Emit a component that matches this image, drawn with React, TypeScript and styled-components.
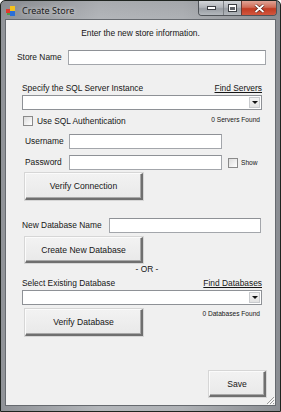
import React from 'react';
import styled, { createGlobalStyle } from 'styled-components';

const GlobalStyle = createGlobalStyle`
  html, body { margin: 0; padding: 0; background: #ffffff; }
  body { font-family: "Liberation Sans", Arial, sans-serif; }
  #root { width: 281px; height: 412px; }
`;

const Window = styled.div`
  width: 281px;
  height: 412px;
  box-sizing: border-box;
  display: flex;
  flex-direction: column;
  border: 1px solid #1f2420;
  border-radius: 5px 5px 0 0;
  padding: 0 4px 5px 4px;
  background: linear-gradient(180deg, rgba(0, 0, 0, 0.06) 0px, rgba(0, 0, 0, 0) 18px),
    linear-gradient(90deg, #8f9297 0%, #b3b6ba 35%, #aeb1b5 65%, #8a8d92 100%);
  overflow: hidden;
`;

const TitleBar = styled.div`
  height: 18px;
  display: flex;
  align-items: flex-start;
`;

const TitleIcon = styled.svg`
  width: 10px;
  height: 10px;
  margin: 5px 0 0 1px;
`;

const TitleText = styled.span`
  margin: 4px 0 0 6px;
  font-family: "Noto Sans", "Open Sans", sans-serif;
  font-size: 9px;
  line-height: 11px;
  color: #1a1a1a;
  text-shadow: 0 0 4px rgba(255, 255, 255, 0.8);
`;

const CaptionGroup = styled.div`
  margin-left: auto;
  margin-right: -1px;
  display: flex;
  height: 14px;
  border: 1px solid #4f5358;
  border-top: none;
  border-radius: 0 0 4px 4px;
  overflow: hidden;
`;

const CaptionButton = styled.div<{ $w: number; $close?: boolean }>`
  width: ${(p) => p.$w}px;
  height: 100%;
  display: flex;
  align-items: center;
  justify-content: center;
  box-sizing: border-box;
  border-left: ${(p) => (p.$close ? '1px solid #6b3a33' : '1px solid #7b7f84')};
  background: ${(p) =>
    p.$close
      ? 'linear-gradient(180deg, #e0a496 0%, #cf6b56 45%, #c13b22 55%, #d2573f 100%)'
      : 'linear-gradient(180deg, #d3d6da 0%, #b1b5ba 45%, #989da3 55%, #b4b8bd 100%)'};
  &:first-child { border-left: none; }
`;

const Client = styled.div`
  flex: 1;
  position: relative;
  display: flex;
  flex-direction: column;
  background: #f0f0f0;
  border: 1px solid #666a6f;
  padding: 0 13px 0 16px;
  color: #161616;
  font-size: 8.4px;
`;

const Header = styled.div`
  margin-top: 7px;
  height: 12px;
  line-height: 12px;
  text-align: center;
  margin-left: -16px;
  margin-right: -13px;
`;

const Row = styled.div<{ $mt: number; $ml?: number; $mr?: number; $h?: number }>`
  display: flex;
  align-items: center;
  margin-top: ${(p) => p.$mt}px;
  margin-left: ${(p) => p.$ml ?? 0}px;
  margin-right: ${(p) => p.$mr ?? 0}px;
  height: ${(p) => p.$h ?? 15}px;
`;

const Label = styled.span<{ $w?: number }>`
  ${(p) => (p.$w ? `width: ${p.$w}px; flex: none;` : '')}
  white-space: nowrap;
  line-height: 11px;
`;

const LinkText = styled.span`
  margin-left: auto;
  text-decoration: underline;
  line-height: 11px;
`;

const TextBox = styled.div<{ $w?: number }>`
  height: 15px;
  box-sizing: border-box;
  background: #ffffff;
  border: 1px solid #a3a6ab;
  border-top-color: #8e9196;
  ${(p) => (p.$w ? `width: ${p.$w}px; flex: none;` : 'flex: 1;')}
`;

const Combo = styled.div`
  flex: 1;
  height: 15px;
  box-sizing: border-box;
  background: #ffffff;
  border: 1px solid #8e9196;
  display: flex;
  justify-content: flex-end;
  padding: 1px;
`;

const ComboArrow = styled.div`
  width: 11px;
  box-sizing: border-box;
  border: 1px solid #c9cbce;
  background: linear-gradient(180deg, #f4f4f4, #e2e2e2);
  display: flex;
  align-items: center;
  justify-content: center;
  &::after {
    content: '';
    border-left: 3px solid transparent;
    border-right: 3px solid transparent;
    border-top: 3px solid #111;
  }
`;

const CheckBox = styled.span<{ $ml?: number }>`
  width: 10px;
  height: 10px;
  box-sizing: border-box;
  flex: none;
  margin-left: ${(p) => p.$ml ?? 0}px;
  border: 1px solid #8a8a8a;
  background: linear-gradient(135deg, #dcdcdc, #ffffff);
`;

const CheckLabel = styled.span`
  margin-left: 4px;
  white-space: nowrap;
  line-height: 11px;
`;

const Small = styled.span<{ $ml?: number }>`
  font-size: 6.6px;
  line-height: 9px;
  margin-left: ${(p) => p.$ml ?? 0}px;
  white-space: nowrap;
`;

const Found = styled(Small)`
  margin-left: auto;
  margin-right: 2px;
  align-self: flex-start;
`;

const Button = styled.div<{ $w: number; $h: number }>`
  width: ${(p) => p.$w}px;
  height: ${(p) => p.$h}px;
  flex: none;
  box-sizing: border-box;
  display: flex;
  align-items: center;
  justify-content: center;
  background: linear-gradient(180deg, #f2f2f2, #e9e9e9);
  border-top: 1px solid #fbfbfb;
  border-left: 1px solid #fbfbfb;
  border-right: 2px solid #6f6f6f;
  border-bottom: 2px solid #6f6f6f;
  box-shadow: inset -1px -1px 0 #a8a8a8, 0 0 0 1px #d6d6d6;
  font-size: 8.6px;
`;

const SaveRow = styled(Row)`
  justify-content: flex-end;
`;

const Or = styled.div`
  margin-top: 1px;
  height: 11px;
  line-height: 11px;
  text-align: center;
  padding-left: 10px;
`;

const Grip = styled.svg`
  position: absolute;
  right: 0;
  bottom: 0;
  width: 10px;
  height: 10px;
`;

export default function App() {
  return (
    <>
      <GlobalStyle />
      <Window>
        <TitleBar>
          <TitleIcon viewBox="0 0 10 10">
            <rect x="0" y="3" width="4" height="4" fill="#e0392b" />
            <rect x="4" y="0" width="5" height="5" fill="#f4c21c" />
            <rect x="4" y="5" width="5" height="5" fill="#2b6fd6" />
            <rect x="1" y="7" width="3" height="2" fill="#49a04a" />
          </TitleIcon>
          <TitleText>Create Store</TitleText>
          <CaptionGroup>
            <CaptionButton $w={24}>
              <svg width="9" height="4" viewBox="0 0 9 4">
                <rect x="0.5" y="0.5" width="8" height="3" fill="#fff" stroke="#3a3d42" />
              </svg>
            </CaptionButton>
            <CaptionButton $w={18}>
              <svg width="9" height="8" viewBox="0 0 9 8">
                <rect x="0.5" y="0.5" width="8" height="7" fill="#fff" stroke="#3a3d42" />
                <rect x="2" y="3" width="5" height="3" fill="#5e6166" />
              </svg>
            </CaptionButton>
            <CaptionButton $w={35} $close>
              <svg width="11" height="9" viewBox="0 0 11 9">
                <path d="M1.5 1 L9.5 8 M9.5 1 L1.5 8" stroke="#4a1a12" strokeWidth="3" />
                <path d="M1.5 1 L9.5 8 M9.5 1 L1.5 8" stroke="#ffffff" strokeWidth="1.8" />
              </svg>
            </CaptionButton>
          </CaptionGroup>
        </TitleBar>
        <Client>
          <Header>Enter the new store information.</Header>

          <Row $mt={11} $ml={-5} $mr={-4}>
            <Label $w={51}>Store Name</Label>
            <TextBox />
          </Row>

          <Row $mt={18} $h={11}>
            <Label>Specify the SQL Server Instance</Label>
            <LinkText>Find Servers</LinkText>
          </Row>
          <Row $mt={1}>
            <Combo>
              <ComboArrow />
            </Combo>
          </Row>

          <Row $mt={5} $ml={1} $h={12}>
            <CheckBox />
            <CheckLabel>Use SQL Authentication</CheckLabel>
            <Found>0 Servers Found</Found>
          </Row>

          <Row $mt={7} $ml={3}>
            <Label $w={44}>Username</Label>
            <TextBox $w={153} />
          </Row>
          <Row $mt={6} $ml={3}>
            <Label $w={44}>Password</Label>
            <TextBox $w={153} />
            <CheckBox $ml={6} />
            <Small $ml={3}>Show</Small>
          </Row>

          <Row $mt={3} $ml={3} $h={27}>
            <Button $w={118} $h={27}>Verify Connection</Button>
          </Row>

          <Row $mt={18} $mr={1}>
            <Label $w={87}>New Database Name</Label>
            <TextBox />
          </Row>

          <Row $mt={4} $ml={3} $h={26}>
            <Button $w={118} $h={26}>Create New Database</Button>
          </Row>

          <Or>- OR -</Or>

          <Row $mt={3} $h={11}>
            <Label>Select Existing Database</Label>
            <LinkText>Find Databases</LinkText>
          </Row>
          <Row $mt={1}>
            <Combo>
              <ComboArrow />
            </Combo>
          </Row>

          <Row $mt={4} $ml={3} $h={27}>
            <Button $w={118} $h={27}>Verify Database</Button>
            <Found>0 Databases Found</Found>
          </Row>

          <SaveRow $mt={35} $mr={-4} $h={26}>
            <Button $w={57} $h={26}>Save</Button>
          </SaveRow>

          <Grip viewBox="0 0 10 10">
            <path d="M9 2 L2 9 M9 5 L5 9 M9 8 L8 9" stroke="#9a9a9a" strokeWidth="1" />
            <path d="M10 3 L3 10 M10 6 L6 10" stroke="#ffffff" strokeWidth="1" />
          </Grip>
        </Client>
      </Window>
    </>
  );
}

-------------------------

### What the task asks
Return each line that includes "React".

### The reply
Emit a component that matches this image, drawn with React, TypeScript and styled-components.
import React from 'react';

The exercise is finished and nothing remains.